__EXERCISE PROMPT__
From the listing below, extract each line containing the string "this".

__INPUT__
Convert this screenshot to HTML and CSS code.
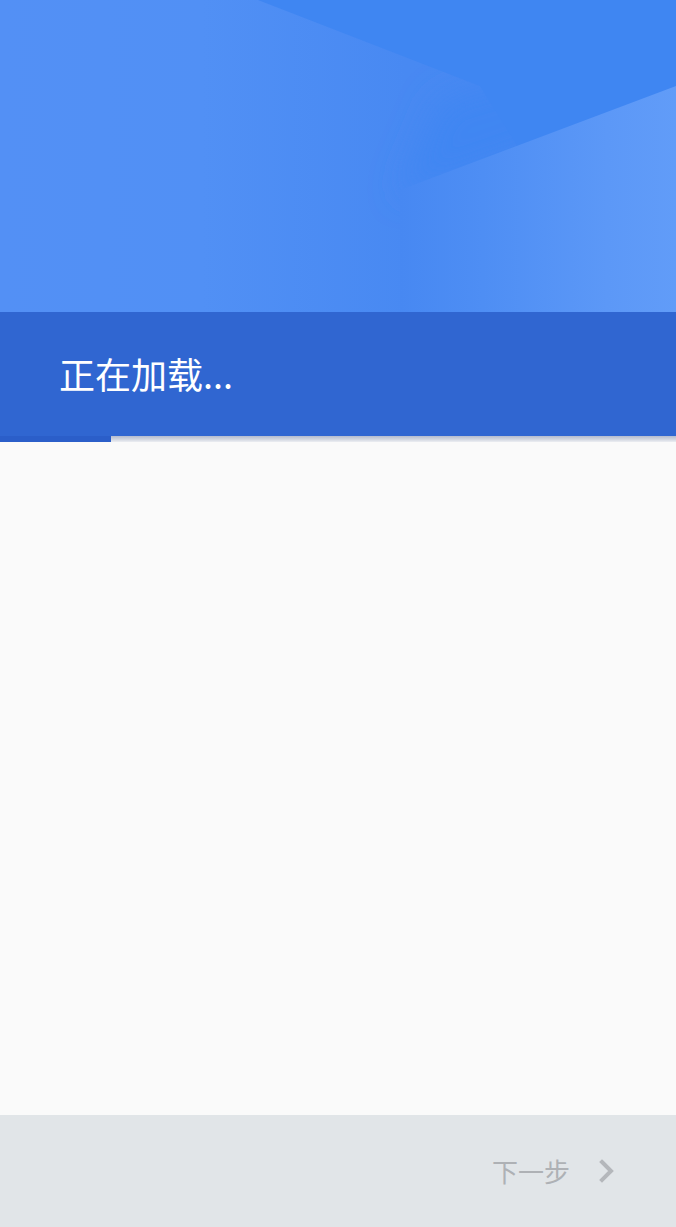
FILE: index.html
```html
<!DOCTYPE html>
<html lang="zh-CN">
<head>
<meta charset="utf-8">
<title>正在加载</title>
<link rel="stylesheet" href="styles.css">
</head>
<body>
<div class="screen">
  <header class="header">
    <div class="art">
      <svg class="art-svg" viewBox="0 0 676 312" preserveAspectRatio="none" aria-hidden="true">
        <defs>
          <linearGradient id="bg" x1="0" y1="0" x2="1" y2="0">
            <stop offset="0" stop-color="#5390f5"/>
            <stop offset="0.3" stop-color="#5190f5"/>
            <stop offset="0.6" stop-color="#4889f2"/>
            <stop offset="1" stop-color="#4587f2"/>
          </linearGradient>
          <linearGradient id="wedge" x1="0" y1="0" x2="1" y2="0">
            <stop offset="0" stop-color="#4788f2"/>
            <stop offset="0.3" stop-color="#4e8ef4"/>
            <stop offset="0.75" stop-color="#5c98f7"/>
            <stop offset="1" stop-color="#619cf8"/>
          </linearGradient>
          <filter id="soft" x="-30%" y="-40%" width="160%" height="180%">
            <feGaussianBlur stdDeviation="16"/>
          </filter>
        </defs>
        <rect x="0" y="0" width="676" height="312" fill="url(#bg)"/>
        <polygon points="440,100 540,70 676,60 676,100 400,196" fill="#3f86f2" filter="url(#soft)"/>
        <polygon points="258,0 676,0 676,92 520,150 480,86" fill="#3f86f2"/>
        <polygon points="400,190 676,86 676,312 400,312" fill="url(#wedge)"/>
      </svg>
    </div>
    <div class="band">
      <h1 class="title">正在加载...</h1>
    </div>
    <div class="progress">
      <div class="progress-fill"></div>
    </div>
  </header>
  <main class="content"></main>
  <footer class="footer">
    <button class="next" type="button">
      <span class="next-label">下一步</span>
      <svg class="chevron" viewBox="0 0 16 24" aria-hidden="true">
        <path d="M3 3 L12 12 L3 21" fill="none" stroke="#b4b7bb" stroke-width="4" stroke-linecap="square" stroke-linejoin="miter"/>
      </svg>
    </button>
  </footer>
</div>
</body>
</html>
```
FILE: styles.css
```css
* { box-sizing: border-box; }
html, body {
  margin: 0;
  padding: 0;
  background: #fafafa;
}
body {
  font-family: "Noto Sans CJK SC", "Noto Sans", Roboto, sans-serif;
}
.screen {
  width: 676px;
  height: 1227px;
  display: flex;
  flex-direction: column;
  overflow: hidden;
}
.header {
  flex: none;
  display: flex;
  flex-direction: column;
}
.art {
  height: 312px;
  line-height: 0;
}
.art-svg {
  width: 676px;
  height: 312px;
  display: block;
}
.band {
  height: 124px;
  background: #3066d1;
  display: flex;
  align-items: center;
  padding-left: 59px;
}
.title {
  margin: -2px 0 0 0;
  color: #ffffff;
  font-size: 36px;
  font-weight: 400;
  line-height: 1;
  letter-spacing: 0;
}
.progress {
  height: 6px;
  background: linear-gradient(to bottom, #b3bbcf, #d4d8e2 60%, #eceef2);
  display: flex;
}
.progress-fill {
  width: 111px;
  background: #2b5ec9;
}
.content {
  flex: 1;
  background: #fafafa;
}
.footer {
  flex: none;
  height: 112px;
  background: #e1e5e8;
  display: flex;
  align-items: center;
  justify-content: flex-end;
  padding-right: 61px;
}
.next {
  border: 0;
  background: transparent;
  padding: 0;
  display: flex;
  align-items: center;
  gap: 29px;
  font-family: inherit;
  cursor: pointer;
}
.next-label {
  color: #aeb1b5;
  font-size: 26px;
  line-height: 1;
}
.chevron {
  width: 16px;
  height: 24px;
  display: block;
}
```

* * *

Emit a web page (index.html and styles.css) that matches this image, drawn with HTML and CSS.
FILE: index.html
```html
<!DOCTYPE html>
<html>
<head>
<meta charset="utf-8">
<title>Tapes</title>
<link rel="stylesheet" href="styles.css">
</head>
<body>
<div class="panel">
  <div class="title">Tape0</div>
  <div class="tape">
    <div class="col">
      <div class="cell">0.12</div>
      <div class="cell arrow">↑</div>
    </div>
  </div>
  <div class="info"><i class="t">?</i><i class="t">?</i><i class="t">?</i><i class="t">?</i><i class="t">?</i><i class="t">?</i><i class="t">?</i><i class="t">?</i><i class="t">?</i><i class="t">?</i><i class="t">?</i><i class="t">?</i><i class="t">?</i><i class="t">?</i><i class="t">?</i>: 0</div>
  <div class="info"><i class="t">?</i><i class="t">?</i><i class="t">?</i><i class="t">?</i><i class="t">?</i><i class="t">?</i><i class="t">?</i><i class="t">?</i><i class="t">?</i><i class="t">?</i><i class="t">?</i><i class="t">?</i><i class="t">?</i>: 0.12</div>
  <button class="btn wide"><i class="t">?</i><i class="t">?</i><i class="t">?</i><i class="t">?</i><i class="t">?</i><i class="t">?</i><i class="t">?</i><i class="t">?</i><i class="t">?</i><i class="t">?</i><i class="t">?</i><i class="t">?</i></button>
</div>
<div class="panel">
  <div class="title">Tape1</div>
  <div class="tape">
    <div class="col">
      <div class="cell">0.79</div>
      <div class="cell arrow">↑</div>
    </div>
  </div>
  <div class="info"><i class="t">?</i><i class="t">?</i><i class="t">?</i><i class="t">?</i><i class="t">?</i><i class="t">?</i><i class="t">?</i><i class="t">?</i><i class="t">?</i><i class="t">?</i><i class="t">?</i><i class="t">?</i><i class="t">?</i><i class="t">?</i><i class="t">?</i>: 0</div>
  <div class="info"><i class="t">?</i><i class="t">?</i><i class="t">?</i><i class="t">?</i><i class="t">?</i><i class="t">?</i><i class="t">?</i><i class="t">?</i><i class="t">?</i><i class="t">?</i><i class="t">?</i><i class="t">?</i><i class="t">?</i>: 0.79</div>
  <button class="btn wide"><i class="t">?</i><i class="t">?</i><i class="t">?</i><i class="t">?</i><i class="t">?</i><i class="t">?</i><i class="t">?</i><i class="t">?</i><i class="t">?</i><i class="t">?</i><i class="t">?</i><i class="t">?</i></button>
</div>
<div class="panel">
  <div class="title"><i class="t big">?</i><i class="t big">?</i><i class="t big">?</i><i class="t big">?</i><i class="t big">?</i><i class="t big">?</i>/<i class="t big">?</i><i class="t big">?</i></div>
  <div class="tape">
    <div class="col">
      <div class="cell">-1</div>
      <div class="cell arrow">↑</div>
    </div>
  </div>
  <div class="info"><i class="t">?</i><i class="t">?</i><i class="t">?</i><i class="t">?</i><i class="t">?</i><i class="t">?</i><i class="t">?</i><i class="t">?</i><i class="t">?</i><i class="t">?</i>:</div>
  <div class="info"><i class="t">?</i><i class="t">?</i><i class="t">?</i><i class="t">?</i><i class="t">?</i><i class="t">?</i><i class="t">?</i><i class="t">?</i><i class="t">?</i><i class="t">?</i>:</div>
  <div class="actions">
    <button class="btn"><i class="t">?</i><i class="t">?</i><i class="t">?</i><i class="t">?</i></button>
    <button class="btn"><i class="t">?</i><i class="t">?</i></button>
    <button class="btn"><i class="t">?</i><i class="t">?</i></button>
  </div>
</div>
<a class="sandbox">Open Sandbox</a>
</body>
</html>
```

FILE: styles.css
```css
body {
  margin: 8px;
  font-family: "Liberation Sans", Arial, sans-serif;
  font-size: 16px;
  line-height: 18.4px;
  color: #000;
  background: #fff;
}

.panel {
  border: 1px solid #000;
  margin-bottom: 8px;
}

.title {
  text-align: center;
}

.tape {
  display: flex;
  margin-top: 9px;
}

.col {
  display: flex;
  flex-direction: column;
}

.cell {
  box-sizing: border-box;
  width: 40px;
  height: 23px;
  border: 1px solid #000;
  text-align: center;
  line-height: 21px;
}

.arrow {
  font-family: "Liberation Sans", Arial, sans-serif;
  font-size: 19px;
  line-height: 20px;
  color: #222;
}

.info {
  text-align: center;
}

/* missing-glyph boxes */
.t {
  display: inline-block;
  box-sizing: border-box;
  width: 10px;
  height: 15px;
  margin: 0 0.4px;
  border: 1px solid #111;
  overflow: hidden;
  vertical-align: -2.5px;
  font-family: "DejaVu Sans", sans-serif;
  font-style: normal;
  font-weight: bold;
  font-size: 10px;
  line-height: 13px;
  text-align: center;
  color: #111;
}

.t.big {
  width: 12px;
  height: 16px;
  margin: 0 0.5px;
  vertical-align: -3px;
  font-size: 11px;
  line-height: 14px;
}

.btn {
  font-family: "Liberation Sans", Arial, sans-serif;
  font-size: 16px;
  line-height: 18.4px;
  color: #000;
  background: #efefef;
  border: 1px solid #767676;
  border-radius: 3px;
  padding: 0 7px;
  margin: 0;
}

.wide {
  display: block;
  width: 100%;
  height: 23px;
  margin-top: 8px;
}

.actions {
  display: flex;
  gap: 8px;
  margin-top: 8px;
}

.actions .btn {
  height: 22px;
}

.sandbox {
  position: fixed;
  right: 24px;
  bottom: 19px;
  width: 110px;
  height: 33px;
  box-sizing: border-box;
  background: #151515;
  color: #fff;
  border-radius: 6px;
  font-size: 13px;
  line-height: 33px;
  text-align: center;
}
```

__SOLUTION BELOW__
Convert this screenshot to HTML and CSS code.
Emit a web page (index.html and styles.css) that matches this image, drawn with HTML and CSS.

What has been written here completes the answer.